The two Presidents yesterday also agreed, according to the Xinhua news agency, to seek an "early and proper settlement" of their long-running and occasionally bloody border quarrel over territory in the Himalayas, where the two countries share a 4,500 km frontier.

Mr Jiang reportedly told his guest that China hoped to "seek a fair and reasonable solution to the issue through negotiations". The dispute led to a brief war in 1962.

China holds about 20 per cent of the disputed Himalayan territory of Jammu, Kashmir and Ladakh. This comprises a small area which India maintains was ceded by Pakistan illegally and the Aksai Chin region further east, which India also claims.

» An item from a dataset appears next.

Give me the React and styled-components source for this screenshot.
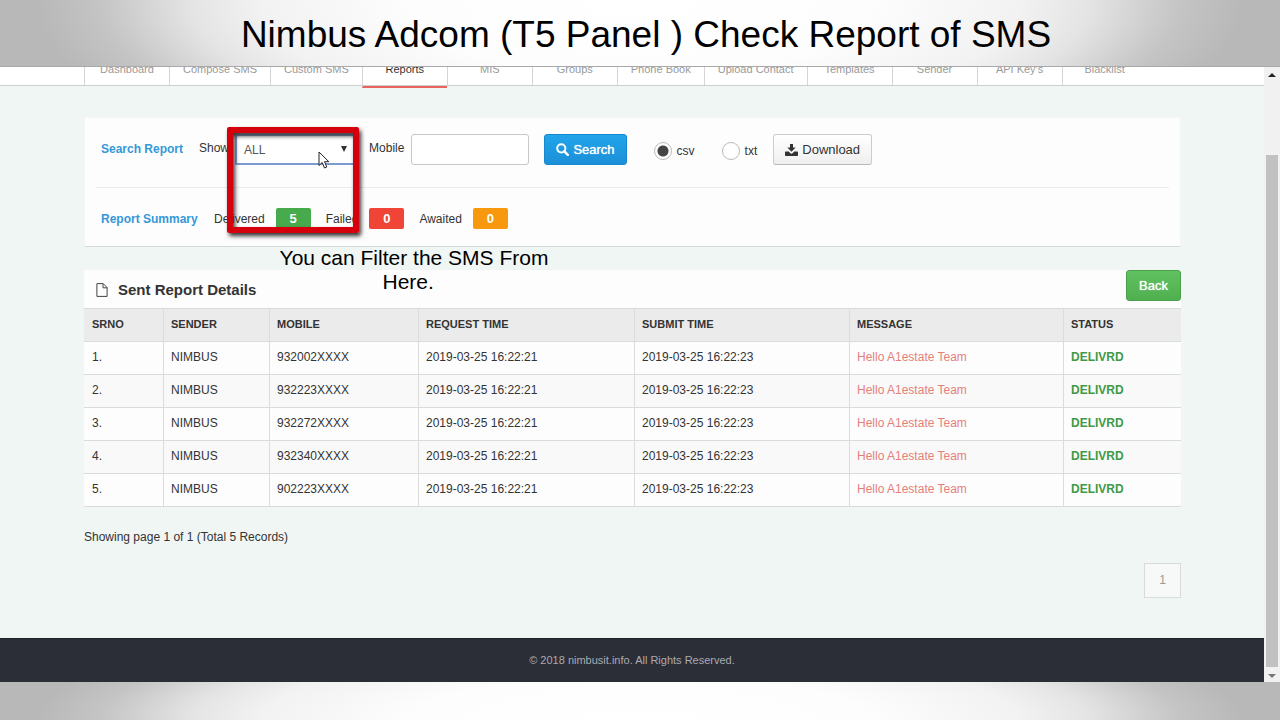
import React from "react";
import styled, { createGlobalStyle, css } from "styled-components";

const GlobalStyle = createGlobalStyle`
  *, *::before, *::after { box-sizing: border-box; }
  body {
    margin: 0;
    background: #f0f6f3;
    color: #333;
    font: 12px/20px "Liberation Sans", Arial, sans-serif;
  }
  button, input, select { font: inherit; margin: 0; }
`;

const Screen = styled.div`
  display: flex;
  flex-direction: column;
  min-height: 100vh;
`;

const Banner = styled.header`
  position: relative;
  z-index: 1;
  display: flex;
  align-items: center;
  justify-content: center;
  height: 67px;
  padding: 3px 0 0 12px;
  border-bottom: 1px solid #a9a9a9;
  background: radial-gradient(ellipse 45% 280% at 50% 0, #fff 0, #fdfdfd 40%, #f2f2f2 66%, #e4e4e4 78%, #c4c4c4 94%, #b8b8b8 105%);
`;

const Title = styled.h1`
  margin: 0;
  color: #000;
  font-size: 37px;
  font-weight: 400;
  line-height: 40px;
  white-space: nowrap;
`;

const BottomBand = styled.div`
  flex: 1;
  min-height: 38px;
  background: radial-gradient(ellipse 45% 280% at 50% 100%, #fff 0, #fdfdfd 40%, #f2f2f2 66%, #e4e4e4 78%, #c4c4c4 94%, #b8b8b8 105%);
`;

const Viewport = styled.div`
  display: flex;
`;

const Page = styled.div`
  flex: 1;
  min-width: 0;
`;

const Nav = styled.nav`
  display: flex;
  align-items: flex-end;
  height: 19px;
  padding: 0 84px;
  background: #fff;
  border-bottom: 1px solid #ccd0ce;
`;

const NavLink = styled.a`
  flex: none;
  min-width: 85px;
  height: ${(p) => (p.$active ? "39px" : "36px")};
  margin-bottom: ${(p) => (p.$active ? "-3px" : "0")};
  padding: 10px 13px 0;
  border-left: 1px solid #d5d5d5;
  border-bottom: ${(p) => (p.$active ? "2px solid #e8645c" : "0")};
  color: ${(p) => (p.$active ? "#333" : "#9a9a9a")};
  font-size: 11px;
  line-height: 20px;
  text-align: center;
  text-decoration: none;
  white-space: nowrap;
`;

const Main = styled.main`
  padding: 31px 83px 40px 84px;
`;

const Card = styled.section`
  background: #fdfdfd;
  border: 1px solid #f4f6f5;
  border-bottom-color: #d6dad8;
  border-radius: 2px;
`;

const SearchCard = styled(Card)`
  margin-bottom: 23px;
  padding: 16px 11px 17px;
`;

const Row = styled.div`
  display: flex;
  align-items: flex-start;
`;

const SearchRow = styled(Row)`
  padding: 0 5px 19px;
  border-bottom: 1px solid #ececec;
`;

const SummaryRow = styled(Row)`
  padding: 20px 5px 0;
`;

const Heading = styled.h2`
  margin: 0;
  padding-top: ${(p) => p.$top || 0}px;
  width: ${(p) => p.$width}px;
  color: #3498d8;
  font-size: 12px;
  font-weight: 700;
  white-space: nowrap;
`;

const Label = styled.label`
  padding-top: 4px;
  white-space: nowrap;
`;

const Select = styled.select`
  width: 120px;
  height: 31px;
  margin: 0 14px 0 6px;
  padding: 0 7px;
  appearance: none;
  border: 2px solid #7b9bd0;
  border-radius: 1px;
  background: #fff;
  color: #555;
`;

const SelectWrap = styled.span`
  position: relative;
  display: flex;
`;

const Arrow = styled.span`
  position: absolute;
  top: 12px;
  right: 22px;
  border: 3px solid transparent;
  border-top: 6px solid #333;
  border-bottom: 0;
  pointer-events: none;
`;

const TextInput = styled.input`
  width: 118px;
  height: 31px;
  margin: 0 15px 0 7px;
  padding: 4px 8px;
  border: 1px solid #c8c8c8;
  border-radius: 3px;
  background: #fff;
`;

const tones = {
  blue: css`
    color: #fff;
    border-color: #1788cc;
    background: linear-gradient(#22a4ea, #1b90d8);
    text-shadow: 0 0 1px #fff;
  `,
  green: css`
    color: #fff;
    border-color: #4a9f4a;
    background: linear-gradient(#60c160, #50b050);
    text-shadow: 0 0 1px #fff;
  `,
  plain: css`
    color: #333;
    border-color: #ccc #ccc #b8b8b8;
    background: linear-gradient(#fff, #efefef);
  `,
};

const Button = styled.button`
  display: flex;
  align-items: center;
  justify-content: center;
  gap: 4px;
  min-width: 55px;
  height: 31px;
  padding: 0 11px;
  border: 1px solid;
  border-radius: 3px;
  font-size: 13px;
  line-height: 20px;
  white-space: nowrap;
  ${(p) => tones[p.$tone]}
`;

const DownloadButton = styled(Button)`
  margin-left: 16px;
`;

const Option = styled.label`
  display: flex;
  align-items: center;
  gap: 5px;
  height: 34px;
  margin-left: 27px;
`;

const Radio = styled.input`
  width: 18px;
  height: 18px;
  appearance: none;
  border: 1px solid #bbb;
  border-radius: 50%;
  background: #fff;
  &:checked { background: radial-gradient(circle, #444 0 5px, #fff 6px); }
`;

const Stat = styled.span`
  display: flex;
  align-items: center;
  gap: 11px;
  margin-right: 15px;
`;

const colors = { green: "#47ab4d", red: "#f04437", orange: "#f7980f" };

const Badge = styled.span`
  width: 35px;
  height: 21px;
  border-radius: 2px;
  background: ${(p) => colors[p.$color]};
  color: #fff;
  font-size: 13px;
  font-weight: 700;
  line-height: 21px;
  text-align: center;
`;

const TableHead = styled.header`
  display: flex;
  align-items: flex-start;
  height: 38px;
`;

const TableTitle = styled.h2`
  display: flex;
  align-items: center;
  gap: 10px;
  flex: 1;
  margin: 0;
  padding: 10px 12px 0;
  font-size: 15px;
  line-height: 20px;
`;

const ReportCard = styled(Card)`
  border-width: 0 0 1px;
`;

const Table = styled.table`
  width: 100%;
  table-layout: fixed;
  border-collapse: separate;
  border-spacing: 0;
  th, td {
    height: 33px;
    padding: 0 7px 2px;
    border-top: 1px solid #d8dcda;
    border-left: 1px solid #dadddb;
    text-align: left;
    white-space: nowrap;
  }
  th:first-child, td:first-child { padding-left: 8px; border-left: 0; }
  th { background: #ebebeb; font-size: 11px; font-weight: 700; }
  tbody tr:nth-child(even) { background: #f9f9f9; }
`;

const Message = styled.td`
  color: #e57f7b;
`;

const Status = styled.td`
  color: #3f9a47;
  font-weight: 700;
`;

const Info = styled.p`
  margin: 20px 0 16px;
`;

const Pager = styled.div`
  display: flex;
  justify-content: flex-end;
`;

const PageLink = styled.a`
  width: 37px;
  height: 35px;
  border: 1px solid #d9dcda;
  background: #f7f9f8;
  color: #999;
  line-height: 33px;
  text-align: center;
  text-decoration: none;
`;

const Footer = styled.footer`
  height: 44px;
  border-top: 1px solid #1f2126;
  background: #2c2e37;
  color: #a9abb0;
  font-size: 11px;
  line-height: 43px;
  text-align: center;
`;

const ScrollBar = styled.div`
  display: flex;
  flex-direction: column;
  align-items: center;
  justify-content: space-between;
  width: 16px;
  padding: 6px 2px 4px;
  background: #f1f1f1;
`;

const Thumb = styled.div`
  flex: 1;
  width: 12px;
  margin: 78px 0 7px;
  background: #c1c1c1;
`;

const ScrollArrow = styled.span`
  border: 4px solid transparent;
  border-top: ${(p) => (p.$up ? "0" : "4px solid #777")};
  border-bottom: ${(p) => (p.$up ? "4px solid #222" : "0")};
`;

const Highlight = styled.div`
  position: absolute;
  z-index: 2;
  top: 127px;
  left: 227px;
  width: 132px;
  height: 106px;
  border: 6px solid #d6000c;
  border-radius: 2px;
  box-shadow: 2px 3px 4px #333, inset 2px 3px 4px #333;
  pointer-events: none;
`;

const Callout = styled.p`
  position: absolute;
  z-index: 2;
  top: 246px;
  left: 264px;
  width: 300px;
  margin: 0;
  color: #000;
  font-size: 21px;
  line-height: 24px;
  text-align: center;
`;

const Cursor = styled.svg`
  position: absolute;
  z-index: 3;
  top: 151px;
  left: 318px;
`;

const navItems = [
  "Dashboard", "Compose SMS", "Custom SMS", "Reports", "MIS", "Groups",
  "Phone Book", "Upload Contact", "Templates", "Sender", "API Key's", "Blacklist",
];

const columns = [
  ["SRNO", 79], ["SENDER", 106], ["MOBILE", 149], ["REQUEST TIME", 216],
  ["SUBMIT TIME", 215], ["MESSAGE", 214], ["STATUS", 118],
];
const totalWidth = columns.reduce((sum, c) => sum + c[1], 0);

const mobiles = ["932002XXXX", "932223XXXX", "932272XXXX", "932340XXXX", "902223XXXX"];

const SearchIcon = () => (
  <svg width="13" height="13" viewBox="0 0 13 13" fill="none" stroke="currentColor" aria-hidden="true">
    <circle cx="5.3" cy="5.3" r="4.1" strokeWidth="2" />
    <path d="M8.4 8.4 11.8 11.8" strokeWidth="2.4" strokeLinecap="round" />
  </svg>
);

const DownloadIcon = () => (
  <svg width="13" height="12" viewBox="0 0 13 12" fill="currentColor" aria-hidden="true">
    <path d="M5 0h3v3.500h2.600L6.500 7.800 2.400 3.500H5z" />
    <path d="M.6 7.600h3.100l1.500 1.500q1.300 1.100 2.600 0l1.500-1.500h3.100q.6 0 .6.6v3q0 .8-.7.8H.7q-.7 0-.7-.7V8.200q0-.6.6-.6z" />
  </svg>
);

const FileIcon = () => (
  <svg width="12" height="14" viewBox="0 0 12 14" fill="none" stroke="#444" aria-hidden="true">
    <path d="M.9.6h6.3l3.9 3.9v8.9H.9zM7 .8v4h4" />
  </svg>
);

export default function App() {
  return (
    <Screen>
      <GlobalStyle />
      <Banner>
        <Title>Nimbus Adcom (T5 Panel ) Check Report of SMS</Title>
      </Banner>
      <Viewport>
        <Page>
          <Nav>
            {navItems.map((name) => (
              <NavLink key={name} href="#" $active={name === "Reports"}>{name}</NavLink>
            ))}
          </Nav>
          <Main>
            <SearchCard>
              <SearchRow>
                <Heading $width={98} $top={5}>Search Report</Heading>
                <Label htmlFor="show">Show</Label>
                <SelectWrap>
                  <Select id="show" defaultValue="ALL"><option>ALL</option></Select>
                  <Arrow />
                </SelectWrap>
                <Label htmlFor="mobile">Mobile</Label>
                <TextInput id="mobile" type="text" />
                <Button type="button" $tone="blue"><SearchIcon />Search</Button>
                <Option><Radio type="radio" name="format" defaultChecked />csv</Option>
                <Option><Radio type="radio" name="format" />txt</Option>
                <DownloadButton type="button" $tone="plain"><DownloadIcon />Download</DownloadButton>
              </SearchRow>
              <SummaryRow>
                <Heading $width={113} $top={1}>Report Summary</Heading>
                <Stat>Delivered<Badge $color="green">5</Badge></Stat>
                <Stat>Failed<Badge $color="red">0</Badge></Stat>
                <Stat>Awaited<Badge $color="orange">0</Badge></Stat>
              </SummaryRow>
            </SearchCard>
            <ReportCard>
              <TableHead>
                <TableTitle><FileIcon />Sent Report Details</TableTitle>
                <Button type="button" $tone="green">Back</Button>
              </TableHead>
              <Table>
                <colgroup>
                  {columns.map(([name, w]) => (
                    <col key={name} style={{ width: `${(w / totalWidth) * 100}%` }} />
                  ))}
                </colgroup>
                <thead>
                  <tr>{columns.map(([name]) => <th key={name} scope="col">{name}</th>)}</tr>
                </thead>
                <tbody>
                  {mobiles.map((mobile, i) => (
                    <tr key={mobile}>
                      <td>{i + 1}.</td>
                      <td>NIMBUS</td>
                      <td>{mobile}</td>
                      <td>2019-03-25 16:22:21</td>
                      <td>2019-03-25 16:22:23</td>
                      <Message>Hello A1estate Team</Message>
                      <Status>DELIVRD</Status>
                    </tr>
                  ))}
                </tbody>
              </Table>
            </ReportCard>
            <Info>Showing page 1 of 1 (Total 5 Records)</Info>
            <Pager><PageLink href="#">1</PageLink></Pager>
          </Main>
          <Footer>© 2018 nimbusit.info. All Rights Reserved.</Footer>
        </Page>
        <ScrollBar aria-hidden="true">
          <ScrollArrow $up />
          <Thumb />
          <ScrollArrow />
        </ScrollBar>
      </Viewport>
      <BottomBand />
      <Highlight />
      <Callout>You can Filter the SMS From Here.{"\u00a0\u00a0"}</Callout>
      <Cursor width="12" height="19" viewBox="0 0 12 19" fill="#fff" stroke="#222" aria-hidden="true">
        <path d="M1 1v13.5l3.2-3 2.3 5.5 2.3-1-2.3-5.3h4.3z" />
      </Cursor>
    </Screen>
  );
}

China for its part claims large tracts of the north-eastern Indian states of Sikkim and Arunachal. President Jiang said that handling such issues "does not mean shelving disputes for ever, nor does it mean developing bilateral relations only after all disputes are completely resolved".

President Narayanan's visit coincides with the 50th anniversary of diplomatic relations between China and India. The five principles enunciated by Indian and Chinese leaders 50 years ago were: mutual respect for sovereignty and territorial integrity, mutual non-aggression, non-interference in each other's internal affairs, equality and mutual benefit, and peaceful coexistence.